Ha vuelto febrero. El día 24 se cumplirá un año desde que los tanques rusos cruzaron las fronteras en una operación militar especial que creyeron sería una viril marcha triunfante ante cuya sola imponente presencia el vecino caería rendido o huiría. Pero las cosas fueron diferentes.

Si ustedes han seguido de forma ocasional esta columna, saben que hemos permanecido atentos al conflicto durante estas 50 semanas. Hay detrás una implicación un tanto personal. Había yo colaborado en una red de universidades rusas dedicadas a los derechos humanos y dado algunas clases allí. Esperaba algún vislumbre de reacción en aquellos con los que había creído compartir algunos principios y sólo recibí el gélido eco del silencio, cuando no cosas peores. Con colegas diplomáticos rusos tuve que discutir en público comprobando que sobre las moquetas de una organización internacional también se puede oír ese ruido de platos rotos sobre el suelo de la cocina que marca a veces el punto de ruptura de una relación. En la Universidad de Deusto me dieron la oportunidad de impartir un curso de grado, improvisado de forma urgente, para cubrir las necesidades de un grupo de alumnas refugiadas. Vi en su mirada lo que sus palabras no decían. No he seguido, por tanto, el asunto con la distancia del observador distante. Tampoco con la pasión impostada del entusiasta de las trincheras ideológicas o con el ardor de quien pelea sus luchas antiimperialistas en patio ajeno.

Conviene en todo caso asegurar que la implicación –aunque sea frente a la injusticia– no asalte el criterio de quien quiere entender y razonar. Aunque releo las columnas y no encuentro nada que no pueda volver a firmar sin vergüenza o que el tiempo demostrara incorrecto, sé que no basta con no errar la dirección, hay que hacerlo con los argumentos y las formas adecuados. Conviene estar más vigilantes ante nuestros prejuicios que ante los ajenos. Son nuestros ángulos muertos llenos de trampas traicioneras. En las lides, como decía un viejo moralista del XVI, hay que pelear lo justo justamente.

En las cuatro columnas que me tocan este mes quiero reflexionar, con su permiso, sobre esas lecciones que brotan de esta guerra pero aplicables a cualquier otra. Hoy les propongo las dos primeras.

  1. La historia cuenta. Hemos comprobado que la historia no es pasado, sino presente que modela visiones, crea proyectos colectivos y moviliza recursos incluso militares.

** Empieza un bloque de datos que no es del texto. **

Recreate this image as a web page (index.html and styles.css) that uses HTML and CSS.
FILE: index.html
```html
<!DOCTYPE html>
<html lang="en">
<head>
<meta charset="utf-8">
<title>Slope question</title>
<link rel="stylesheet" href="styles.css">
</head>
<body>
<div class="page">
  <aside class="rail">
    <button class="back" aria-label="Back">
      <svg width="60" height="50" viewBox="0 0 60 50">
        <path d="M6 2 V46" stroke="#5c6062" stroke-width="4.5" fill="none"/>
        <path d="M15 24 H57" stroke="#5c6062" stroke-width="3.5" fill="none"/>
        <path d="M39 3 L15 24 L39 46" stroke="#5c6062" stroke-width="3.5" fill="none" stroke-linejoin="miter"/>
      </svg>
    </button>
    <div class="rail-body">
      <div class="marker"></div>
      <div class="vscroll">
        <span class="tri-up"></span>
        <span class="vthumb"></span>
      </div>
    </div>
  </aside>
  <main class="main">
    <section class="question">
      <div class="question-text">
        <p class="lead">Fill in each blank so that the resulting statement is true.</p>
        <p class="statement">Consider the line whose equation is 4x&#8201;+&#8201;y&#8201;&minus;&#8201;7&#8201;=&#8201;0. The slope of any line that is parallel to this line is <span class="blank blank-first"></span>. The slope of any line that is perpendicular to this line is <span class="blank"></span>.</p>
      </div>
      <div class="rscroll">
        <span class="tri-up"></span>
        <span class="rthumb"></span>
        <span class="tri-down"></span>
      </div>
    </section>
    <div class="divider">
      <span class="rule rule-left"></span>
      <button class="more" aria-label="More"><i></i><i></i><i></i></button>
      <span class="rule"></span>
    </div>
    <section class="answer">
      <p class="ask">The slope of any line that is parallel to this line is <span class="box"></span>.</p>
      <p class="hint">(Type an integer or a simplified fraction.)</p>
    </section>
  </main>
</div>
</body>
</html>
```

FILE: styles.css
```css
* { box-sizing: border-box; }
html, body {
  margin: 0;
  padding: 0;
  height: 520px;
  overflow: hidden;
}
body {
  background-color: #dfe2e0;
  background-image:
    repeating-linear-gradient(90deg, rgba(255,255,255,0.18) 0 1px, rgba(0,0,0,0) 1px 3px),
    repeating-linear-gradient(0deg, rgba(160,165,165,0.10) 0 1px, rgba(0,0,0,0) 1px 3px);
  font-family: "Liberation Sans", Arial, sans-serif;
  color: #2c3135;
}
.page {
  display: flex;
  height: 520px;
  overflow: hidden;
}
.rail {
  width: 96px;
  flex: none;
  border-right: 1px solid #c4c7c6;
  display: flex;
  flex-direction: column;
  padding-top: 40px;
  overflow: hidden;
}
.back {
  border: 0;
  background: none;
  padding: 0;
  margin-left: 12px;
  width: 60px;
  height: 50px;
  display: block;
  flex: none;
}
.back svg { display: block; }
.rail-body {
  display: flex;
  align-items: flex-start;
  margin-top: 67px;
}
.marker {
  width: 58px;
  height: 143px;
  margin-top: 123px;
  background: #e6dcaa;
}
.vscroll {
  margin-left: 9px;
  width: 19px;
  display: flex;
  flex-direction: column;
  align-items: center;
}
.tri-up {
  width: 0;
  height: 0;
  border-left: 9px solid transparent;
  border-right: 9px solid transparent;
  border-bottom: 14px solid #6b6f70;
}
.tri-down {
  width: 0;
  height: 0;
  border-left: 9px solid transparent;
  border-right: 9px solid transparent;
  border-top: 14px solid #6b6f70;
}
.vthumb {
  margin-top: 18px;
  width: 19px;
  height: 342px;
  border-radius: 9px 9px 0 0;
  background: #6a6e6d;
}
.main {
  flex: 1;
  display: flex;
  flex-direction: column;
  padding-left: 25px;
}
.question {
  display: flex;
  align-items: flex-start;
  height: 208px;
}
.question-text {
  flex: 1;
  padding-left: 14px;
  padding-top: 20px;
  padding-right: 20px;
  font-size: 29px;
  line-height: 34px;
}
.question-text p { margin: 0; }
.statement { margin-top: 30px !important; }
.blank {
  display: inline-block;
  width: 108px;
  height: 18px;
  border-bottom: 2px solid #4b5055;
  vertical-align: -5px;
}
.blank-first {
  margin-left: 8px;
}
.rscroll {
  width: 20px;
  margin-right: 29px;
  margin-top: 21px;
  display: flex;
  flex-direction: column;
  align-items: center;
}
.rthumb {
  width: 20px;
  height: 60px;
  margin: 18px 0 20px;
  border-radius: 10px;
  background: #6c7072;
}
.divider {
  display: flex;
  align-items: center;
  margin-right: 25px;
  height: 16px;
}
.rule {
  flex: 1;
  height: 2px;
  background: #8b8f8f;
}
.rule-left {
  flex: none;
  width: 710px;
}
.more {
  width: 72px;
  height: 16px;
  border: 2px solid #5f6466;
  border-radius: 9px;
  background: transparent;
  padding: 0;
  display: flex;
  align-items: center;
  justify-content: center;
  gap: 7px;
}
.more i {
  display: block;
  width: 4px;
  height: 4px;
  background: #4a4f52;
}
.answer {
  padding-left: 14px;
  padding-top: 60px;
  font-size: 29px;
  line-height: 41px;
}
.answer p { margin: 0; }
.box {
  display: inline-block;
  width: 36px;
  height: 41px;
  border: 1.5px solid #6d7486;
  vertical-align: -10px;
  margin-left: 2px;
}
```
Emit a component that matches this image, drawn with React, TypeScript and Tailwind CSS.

Frente a visiones pretendidamente más realistas que nos explican los conflictos solo en clave de economía, intereses materiales o recursos naturales, observamos el decisivo rol de la memoria como creadora de un discurso y un sueño que puede hacernos caminar hacia la vida o hacia la muerte. No podemos entender lo sucedido si no estudiamos la historia de Rusia, su identidad geoestratégica, su necesidad permanente de controlar el territorio colindante para sentirse segura y respetada, su equilibrio inestable entre Europa y Asia. Si uno escucha los discursos de la propaganda rusa está reviviendo las grandes guerras patrióticas, está volviendo a pelear la Segunda Guerra Mundial, está expulsando a los nazis de Europa. La lección recibida quizá recuerde la necesidad de respetar la historia acercándonos a ella –la nuestra la primera– con pasión, pero con espíritu desmitificador. Es menos emocionante, pero genera mejor futuro.
  2. La insensibilidad ante la crueldad como indicador. Les hablé hace unas semanas de la necesaria prevención ante las ideologías que nos invitan a la insensibilidad ante sufrimiento ajeno. Esta indiferencia moral debería ser nuestro medidor ético primero y servirnos como criterio político básico. La crueldad no está sólo en los grandes males de la historia, sino muchas veces se esconde en los detalles menores a nuestro alcance, que debemos aprender a identificar y rechazar.

La semana que viene, si usted y el periódico me aguantan, les propondré otras dos o tres cuestiones que quizá puedan igualmente ser leídas como lecciones de un año.